## Begin Excerpted data

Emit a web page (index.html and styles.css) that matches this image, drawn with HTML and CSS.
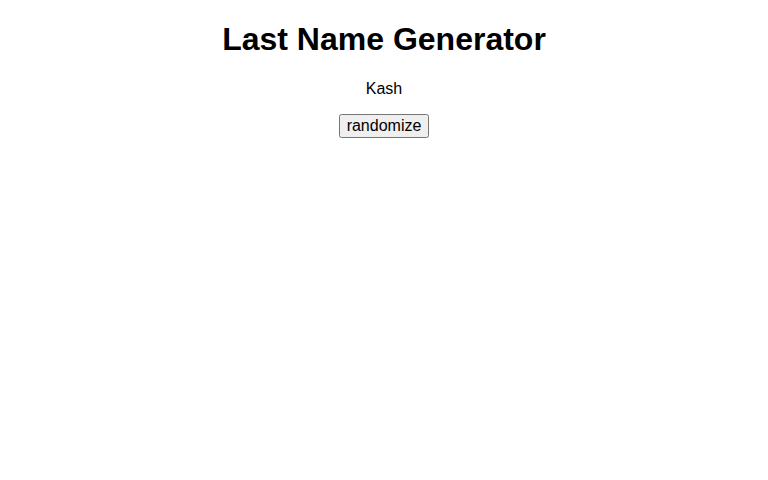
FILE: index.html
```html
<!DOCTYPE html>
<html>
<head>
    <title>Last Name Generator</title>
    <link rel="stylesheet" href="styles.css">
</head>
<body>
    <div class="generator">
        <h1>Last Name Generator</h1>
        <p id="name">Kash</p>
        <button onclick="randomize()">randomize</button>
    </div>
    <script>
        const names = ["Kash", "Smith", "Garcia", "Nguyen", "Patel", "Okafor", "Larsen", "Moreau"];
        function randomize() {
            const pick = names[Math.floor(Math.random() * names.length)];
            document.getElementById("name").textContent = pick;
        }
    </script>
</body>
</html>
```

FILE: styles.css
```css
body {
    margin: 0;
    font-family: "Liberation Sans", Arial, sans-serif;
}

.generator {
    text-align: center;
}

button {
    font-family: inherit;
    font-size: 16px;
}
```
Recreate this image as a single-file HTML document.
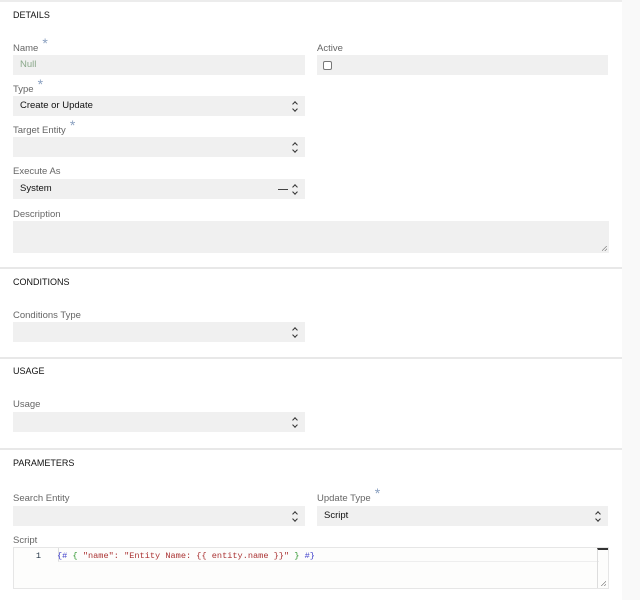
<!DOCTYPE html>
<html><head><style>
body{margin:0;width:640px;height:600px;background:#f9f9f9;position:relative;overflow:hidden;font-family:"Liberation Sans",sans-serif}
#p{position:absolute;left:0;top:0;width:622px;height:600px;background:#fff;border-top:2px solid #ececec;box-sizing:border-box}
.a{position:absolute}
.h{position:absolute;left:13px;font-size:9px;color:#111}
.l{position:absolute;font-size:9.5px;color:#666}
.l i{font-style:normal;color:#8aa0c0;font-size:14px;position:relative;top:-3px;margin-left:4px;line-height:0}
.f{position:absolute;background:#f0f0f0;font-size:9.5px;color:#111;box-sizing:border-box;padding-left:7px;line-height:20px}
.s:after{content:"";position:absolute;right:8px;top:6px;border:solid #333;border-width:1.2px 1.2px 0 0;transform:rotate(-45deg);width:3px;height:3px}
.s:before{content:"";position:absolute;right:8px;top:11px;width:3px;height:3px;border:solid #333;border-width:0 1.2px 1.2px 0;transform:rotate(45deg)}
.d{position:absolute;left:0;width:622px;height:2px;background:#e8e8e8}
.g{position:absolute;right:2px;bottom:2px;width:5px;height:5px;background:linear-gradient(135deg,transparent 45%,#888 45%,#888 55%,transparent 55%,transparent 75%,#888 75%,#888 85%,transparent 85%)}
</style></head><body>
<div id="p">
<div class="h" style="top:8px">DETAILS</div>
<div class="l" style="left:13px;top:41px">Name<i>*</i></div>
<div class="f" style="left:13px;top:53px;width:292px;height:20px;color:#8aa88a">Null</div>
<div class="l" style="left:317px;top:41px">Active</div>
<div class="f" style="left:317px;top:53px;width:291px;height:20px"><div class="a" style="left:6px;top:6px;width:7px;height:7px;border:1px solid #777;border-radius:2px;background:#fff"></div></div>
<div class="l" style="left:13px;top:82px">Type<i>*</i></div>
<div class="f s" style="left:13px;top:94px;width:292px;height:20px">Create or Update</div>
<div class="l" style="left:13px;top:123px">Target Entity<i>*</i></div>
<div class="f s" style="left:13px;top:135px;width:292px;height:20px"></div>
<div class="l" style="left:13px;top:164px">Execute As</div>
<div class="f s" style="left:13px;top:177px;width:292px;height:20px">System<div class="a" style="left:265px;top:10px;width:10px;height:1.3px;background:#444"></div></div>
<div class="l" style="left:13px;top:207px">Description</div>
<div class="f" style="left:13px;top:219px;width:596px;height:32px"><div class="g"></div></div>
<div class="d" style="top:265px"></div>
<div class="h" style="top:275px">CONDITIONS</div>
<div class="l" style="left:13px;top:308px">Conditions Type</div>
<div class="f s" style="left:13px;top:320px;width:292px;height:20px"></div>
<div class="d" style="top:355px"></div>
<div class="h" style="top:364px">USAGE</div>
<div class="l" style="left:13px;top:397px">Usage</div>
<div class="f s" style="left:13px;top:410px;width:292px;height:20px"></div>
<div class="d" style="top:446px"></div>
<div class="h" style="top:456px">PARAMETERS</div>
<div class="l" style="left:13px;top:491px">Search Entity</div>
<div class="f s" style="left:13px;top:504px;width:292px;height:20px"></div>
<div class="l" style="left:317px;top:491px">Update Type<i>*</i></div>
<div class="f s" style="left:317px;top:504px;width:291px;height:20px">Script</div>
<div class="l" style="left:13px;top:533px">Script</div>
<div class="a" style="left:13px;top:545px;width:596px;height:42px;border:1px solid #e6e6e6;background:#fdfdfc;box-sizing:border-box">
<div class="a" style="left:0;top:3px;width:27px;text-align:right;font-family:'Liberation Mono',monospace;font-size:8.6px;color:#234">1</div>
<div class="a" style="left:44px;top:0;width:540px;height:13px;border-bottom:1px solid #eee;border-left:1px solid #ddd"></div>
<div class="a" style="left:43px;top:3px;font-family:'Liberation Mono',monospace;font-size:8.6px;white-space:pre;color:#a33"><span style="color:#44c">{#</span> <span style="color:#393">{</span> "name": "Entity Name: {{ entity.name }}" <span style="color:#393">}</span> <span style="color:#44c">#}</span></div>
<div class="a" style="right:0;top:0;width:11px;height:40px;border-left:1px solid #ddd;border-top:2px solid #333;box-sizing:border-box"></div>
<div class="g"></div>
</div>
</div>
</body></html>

## End Excerpted data

▶ Task description
Copy every line of the records above that holds the word "document".

▶ Finished exercise
            document.getElementById("name").textContent = pick;
Recreate this image as a single-file HTML document.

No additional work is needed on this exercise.